Work to complete:
Filter the records below down to lines containing "that".

Records from a data source
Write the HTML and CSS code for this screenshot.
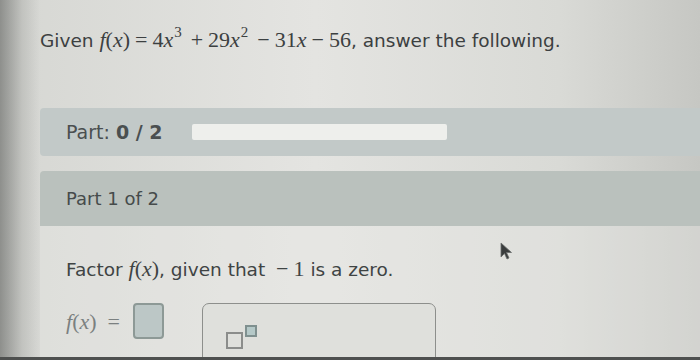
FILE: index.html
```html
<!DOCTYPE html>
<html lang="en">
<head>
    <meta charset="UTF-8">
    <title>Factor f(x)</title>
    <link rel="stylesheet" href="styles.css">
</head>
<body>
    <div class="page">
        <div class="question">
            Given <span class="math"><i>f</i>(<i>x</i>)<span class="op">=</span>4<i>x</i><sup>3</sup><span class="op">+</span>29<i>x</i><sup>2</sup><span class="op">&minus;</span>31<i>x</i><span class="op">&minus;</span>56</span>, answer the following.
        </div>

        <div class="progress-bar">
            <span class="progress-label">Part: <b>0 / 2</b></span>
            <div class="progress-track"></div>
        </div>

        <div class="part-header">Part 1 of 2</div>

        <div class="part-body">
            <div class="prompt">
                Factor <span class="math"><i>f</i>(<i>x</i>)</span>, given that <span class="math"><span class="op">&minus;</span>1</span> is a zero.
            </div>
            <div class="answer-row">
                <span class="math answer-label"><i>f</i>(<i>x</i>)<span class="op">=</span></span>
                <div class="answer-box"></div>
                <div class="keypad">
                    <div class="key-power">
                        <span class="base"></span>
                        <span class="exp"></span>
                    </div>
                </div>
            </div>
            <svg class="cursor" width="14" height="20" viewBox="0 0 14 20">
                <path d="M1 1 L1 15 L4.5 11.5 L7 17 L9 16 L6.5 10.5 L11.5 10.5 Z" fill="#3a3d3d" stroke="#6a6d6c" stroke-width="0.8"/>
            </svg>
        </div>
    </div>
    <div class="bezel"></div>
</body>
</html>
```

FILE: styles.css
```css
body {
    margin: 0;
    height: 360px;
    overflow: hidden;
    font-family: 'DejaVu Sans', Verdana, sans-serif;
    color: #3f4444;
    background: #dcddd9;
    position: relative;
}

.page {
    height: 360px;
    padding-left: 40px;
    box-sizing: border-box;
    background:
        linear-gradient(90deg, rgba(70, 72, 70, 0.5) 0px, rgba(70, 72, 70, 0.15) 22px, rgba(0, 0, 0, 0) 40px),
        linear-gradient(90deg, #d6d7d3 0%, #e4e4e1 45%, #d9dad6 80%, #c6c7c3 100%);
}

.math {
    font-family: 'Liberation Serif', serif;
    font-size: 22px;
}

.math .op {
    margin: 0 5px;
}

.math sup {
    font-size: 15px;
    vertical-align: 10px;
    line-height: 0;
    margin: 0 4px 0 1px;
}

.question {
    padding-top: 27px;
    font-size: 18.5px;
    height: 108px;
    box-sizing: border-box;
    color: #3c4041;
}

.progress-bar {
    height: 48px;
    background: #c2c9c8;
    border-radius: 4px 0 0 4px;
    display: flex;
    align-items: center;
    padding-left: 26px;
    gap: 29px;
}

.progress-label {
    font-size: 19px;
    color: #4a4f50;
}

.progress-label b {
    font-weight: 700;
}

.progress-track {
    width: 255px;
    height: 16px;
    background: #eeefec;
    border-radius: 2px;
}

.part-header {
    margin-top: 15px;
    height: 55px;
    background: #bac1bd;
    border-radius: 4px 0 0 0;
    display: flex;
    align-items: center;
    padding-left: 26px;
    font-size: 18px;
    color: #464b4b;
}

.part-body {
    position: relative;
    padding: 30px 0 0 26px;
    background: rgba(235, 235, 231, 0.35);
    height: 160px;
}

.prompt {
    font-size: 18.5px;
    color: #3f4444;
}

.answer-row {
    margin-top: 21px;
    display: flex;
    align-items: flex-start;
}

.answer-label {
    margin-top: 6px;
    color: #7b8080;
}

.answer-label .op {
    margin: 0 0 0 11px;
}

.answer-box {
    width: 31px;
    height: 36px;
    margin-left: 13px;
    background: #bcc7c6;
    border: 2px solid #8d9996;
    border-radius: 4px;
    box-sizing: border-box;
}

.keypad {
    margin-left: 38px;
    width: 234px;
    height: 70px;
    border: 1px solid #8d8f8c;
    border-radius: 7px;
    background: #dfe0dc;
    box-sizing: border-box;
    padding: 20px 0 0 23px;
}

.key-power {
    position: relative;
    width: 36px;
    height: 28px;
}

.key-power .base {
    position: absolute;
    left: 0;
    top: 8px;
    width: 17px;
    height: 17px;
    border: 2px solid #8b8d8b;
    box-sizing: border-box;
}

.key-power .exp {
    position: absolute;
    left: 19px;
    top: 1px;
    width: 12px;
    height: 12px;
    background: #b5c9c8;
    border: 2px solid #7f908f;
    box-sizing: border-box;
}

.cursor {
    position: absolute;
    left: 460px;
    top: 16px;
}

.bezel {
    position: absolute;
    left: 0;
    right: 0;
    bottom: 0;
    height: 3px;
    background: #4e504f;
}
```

...

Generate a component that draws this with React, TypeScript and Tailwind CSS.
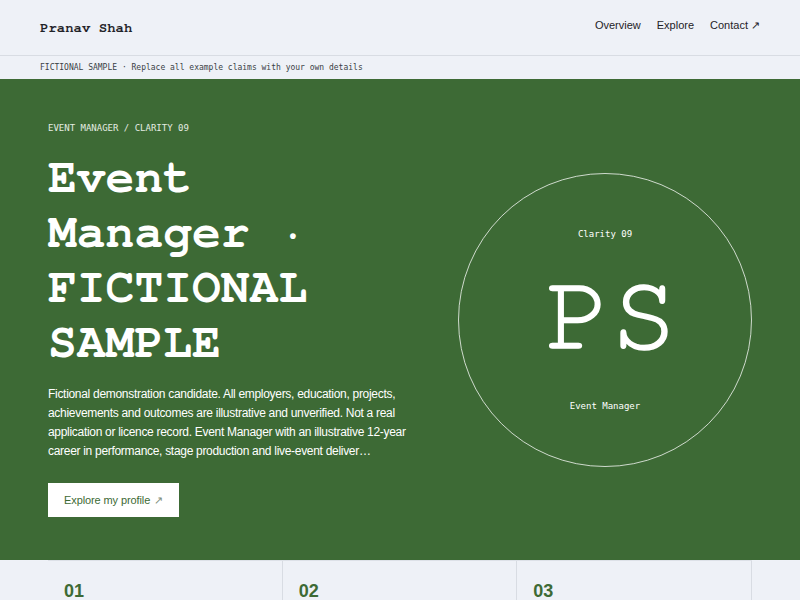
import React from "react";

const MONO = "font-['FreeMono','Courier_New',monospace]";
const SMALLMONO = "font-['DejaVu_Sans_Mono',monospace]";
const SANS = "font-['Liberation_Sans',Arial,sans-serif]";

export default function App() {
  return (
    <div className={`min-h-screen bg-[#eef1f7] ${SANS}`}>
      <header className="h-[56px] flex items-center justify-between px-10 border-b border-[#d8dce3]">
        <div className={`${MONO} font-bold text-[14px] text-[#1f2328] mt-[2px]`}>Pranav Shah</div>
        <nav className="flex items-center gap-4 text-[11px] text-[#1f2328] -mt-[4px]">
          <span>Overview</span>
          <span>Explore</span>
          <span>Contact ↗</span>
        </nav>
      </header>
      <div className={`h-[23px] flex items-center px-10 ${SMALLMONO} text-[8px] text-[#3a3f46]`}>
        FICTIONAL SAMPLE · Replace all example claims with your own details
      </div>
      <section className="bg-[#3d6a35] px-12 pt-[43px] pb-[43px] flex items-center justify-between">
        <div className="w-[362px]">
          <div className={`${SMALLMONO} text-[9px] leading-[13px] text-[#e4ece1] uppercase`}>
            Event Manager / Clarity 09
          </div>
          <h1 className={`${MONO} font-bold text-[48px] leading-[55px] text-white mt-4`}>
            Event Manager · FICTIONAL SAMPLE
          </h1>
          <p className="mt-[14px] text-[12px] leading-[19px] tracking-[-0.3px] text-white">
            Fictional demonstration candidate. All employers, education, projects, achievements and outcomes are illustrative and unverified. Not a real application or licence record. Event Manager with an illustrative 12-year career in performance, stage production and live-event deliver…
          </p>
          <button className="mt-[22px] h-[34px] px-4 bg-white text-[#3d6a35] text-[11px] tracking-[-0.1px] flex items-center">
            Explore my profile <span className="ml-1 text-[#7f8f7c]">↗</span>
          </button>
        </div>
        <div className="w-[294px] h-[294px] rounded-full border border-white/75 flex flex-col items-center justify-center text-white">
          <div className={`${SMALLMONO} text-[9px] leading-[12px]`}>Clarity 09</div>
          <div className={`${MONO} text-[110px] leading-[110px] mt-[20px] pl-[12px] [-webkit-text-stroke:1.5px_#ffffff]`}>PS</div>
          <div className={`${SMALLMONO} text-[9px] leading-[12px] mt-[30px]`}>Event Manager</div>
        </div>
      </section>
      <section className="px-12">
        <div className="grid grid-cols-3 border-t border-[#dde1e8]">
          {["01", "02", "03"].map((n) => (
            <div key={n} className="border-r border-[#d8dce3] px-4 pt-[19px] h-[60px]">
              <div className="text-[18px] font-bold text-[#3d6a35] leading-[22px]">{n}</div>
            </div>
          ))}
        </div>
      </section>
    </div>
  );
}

---

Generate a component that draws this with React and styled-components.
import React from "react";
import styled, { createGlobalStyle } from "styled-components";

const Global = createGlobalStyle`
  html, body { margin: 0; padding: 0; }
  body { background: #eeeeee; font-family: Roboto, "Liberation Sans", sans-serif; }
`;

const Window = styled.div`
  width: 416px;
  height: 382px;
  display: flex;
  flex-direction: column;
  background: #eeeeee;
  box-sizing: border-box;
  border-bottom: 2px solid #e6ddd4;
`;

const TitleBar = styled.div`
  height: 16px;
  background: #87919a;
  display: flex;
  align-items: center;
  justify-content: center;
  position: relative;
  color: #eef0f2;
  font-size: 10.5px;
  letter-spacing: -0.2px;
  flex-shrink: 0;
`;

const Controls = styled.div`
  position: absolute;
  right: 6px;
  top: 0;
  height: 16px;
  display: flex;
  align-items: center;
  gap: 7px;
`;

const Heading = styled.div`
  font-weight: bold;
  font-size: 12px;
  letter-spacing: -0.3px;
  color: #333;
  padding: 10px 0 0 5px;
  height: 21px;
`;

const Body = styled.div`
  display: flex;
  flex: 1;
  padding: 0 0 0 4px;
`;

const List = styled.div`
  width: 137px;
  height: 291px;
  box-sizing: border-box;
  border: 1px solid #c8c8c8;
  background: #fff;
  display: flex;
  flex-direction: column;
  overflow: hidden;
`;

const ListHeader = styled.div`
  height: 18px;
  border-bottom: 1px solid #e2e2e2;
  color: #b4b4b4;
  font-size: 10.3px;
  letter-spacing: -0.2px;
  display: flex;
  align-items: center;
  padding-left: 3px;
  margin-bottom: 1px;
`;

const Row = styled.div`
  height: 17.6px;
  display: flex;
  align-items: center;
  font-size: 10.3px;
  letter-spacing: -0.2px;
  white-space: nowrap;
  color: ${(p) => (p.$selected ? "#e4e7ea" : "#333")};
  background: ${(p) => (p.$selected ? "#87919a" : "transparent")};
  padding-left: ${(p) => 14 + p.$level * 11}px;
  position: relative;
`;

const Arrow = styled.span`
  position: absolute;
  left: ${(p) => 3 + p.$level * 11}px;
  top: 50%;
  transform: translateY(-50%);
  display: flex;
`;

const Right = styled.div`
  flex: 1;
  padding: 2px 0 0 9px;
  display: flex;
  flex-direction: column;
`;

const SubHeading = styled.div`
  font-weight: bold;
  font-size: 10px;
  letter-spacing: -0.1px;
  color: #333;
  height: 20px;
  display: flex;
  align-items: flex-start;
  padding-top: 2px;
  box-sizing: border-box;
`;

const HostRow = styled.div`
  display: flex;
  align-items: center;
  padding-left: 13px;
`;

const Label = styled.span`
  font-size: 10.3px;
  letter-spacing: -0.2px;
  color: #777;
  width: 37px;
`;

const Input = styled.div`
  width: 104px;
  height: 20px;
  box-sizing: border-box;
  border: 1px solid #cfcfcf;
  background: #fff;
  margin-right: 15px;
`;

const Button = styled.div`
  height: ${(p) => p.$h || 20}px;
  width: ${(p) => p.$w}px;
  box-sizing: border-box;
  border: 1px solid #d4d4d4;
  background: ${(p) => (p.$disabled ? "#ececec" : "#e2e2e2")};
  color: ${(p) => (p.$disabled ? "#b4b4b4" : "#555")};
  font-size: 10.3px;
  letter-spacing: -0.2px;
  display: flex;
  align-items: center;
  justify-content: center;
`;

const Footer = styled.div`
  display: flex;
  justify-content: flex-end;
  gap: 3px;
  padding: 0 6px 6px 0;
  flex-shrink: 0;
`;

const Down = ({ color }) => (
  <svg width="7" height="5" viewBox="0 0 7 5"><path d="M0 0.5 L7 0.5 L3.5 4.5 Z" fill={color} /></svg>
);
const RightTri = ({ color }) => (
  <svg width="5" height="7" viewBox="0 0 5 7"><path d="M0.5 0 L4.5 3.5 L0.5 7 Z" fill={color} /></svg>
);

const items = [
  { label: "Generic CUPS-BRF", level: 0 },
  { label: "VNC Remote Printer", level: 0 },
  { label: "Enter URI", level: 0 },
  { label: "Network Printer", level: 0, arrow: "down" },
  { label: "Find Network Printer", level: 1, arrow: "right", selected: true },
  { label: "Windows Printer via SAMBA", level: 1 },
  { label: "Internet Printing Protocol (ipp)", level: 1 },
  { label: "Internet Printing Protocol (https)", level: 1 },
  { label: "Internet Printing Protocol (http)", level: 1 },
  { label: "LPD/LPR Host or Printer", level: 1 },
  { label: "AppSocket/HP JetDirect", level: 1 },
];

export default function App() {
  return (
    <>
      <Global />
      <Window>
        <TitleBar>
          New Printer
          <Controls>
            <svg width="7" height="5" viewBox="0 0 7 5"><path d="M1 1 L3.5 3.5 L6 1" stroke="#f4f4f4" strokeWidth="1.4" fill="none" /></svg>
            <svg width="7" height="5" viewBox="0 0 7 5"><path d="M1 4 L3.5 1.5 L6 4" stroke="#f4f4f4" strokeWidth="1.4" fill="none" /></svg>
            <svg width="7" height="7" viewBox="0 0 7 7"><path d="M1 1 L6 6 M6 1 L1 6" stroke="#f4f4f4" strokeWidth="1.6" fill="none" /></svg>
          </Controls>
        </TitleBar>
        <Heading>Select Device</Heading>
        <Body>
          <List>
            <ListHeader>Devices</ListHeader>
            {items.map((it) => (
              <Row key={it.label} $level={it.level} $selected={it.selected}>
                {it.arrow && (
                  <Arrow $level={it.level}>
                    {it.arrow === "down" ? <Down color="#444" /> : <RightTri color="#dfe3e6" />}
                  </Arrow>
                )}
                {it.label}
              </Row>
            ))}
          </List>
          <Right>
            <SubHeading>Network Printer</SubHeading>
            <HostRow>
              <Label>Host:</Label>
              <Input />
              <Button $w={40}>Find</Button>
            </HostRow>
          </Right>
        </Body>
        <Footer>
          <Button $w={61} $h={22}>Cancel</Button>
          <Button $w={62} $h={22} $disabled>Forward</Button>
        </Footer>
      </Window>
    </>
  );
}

Solved exercise:
                Factor <span class="math"><i>f</i>(<i>x</i>)</span>, given that <span class="math"><span class="op">&minus;</span>1</span> is a zero.
Generate a component that draws this with React, TypeScript and Tailwind CSS.
Generate a component that draws this with React and styled-components.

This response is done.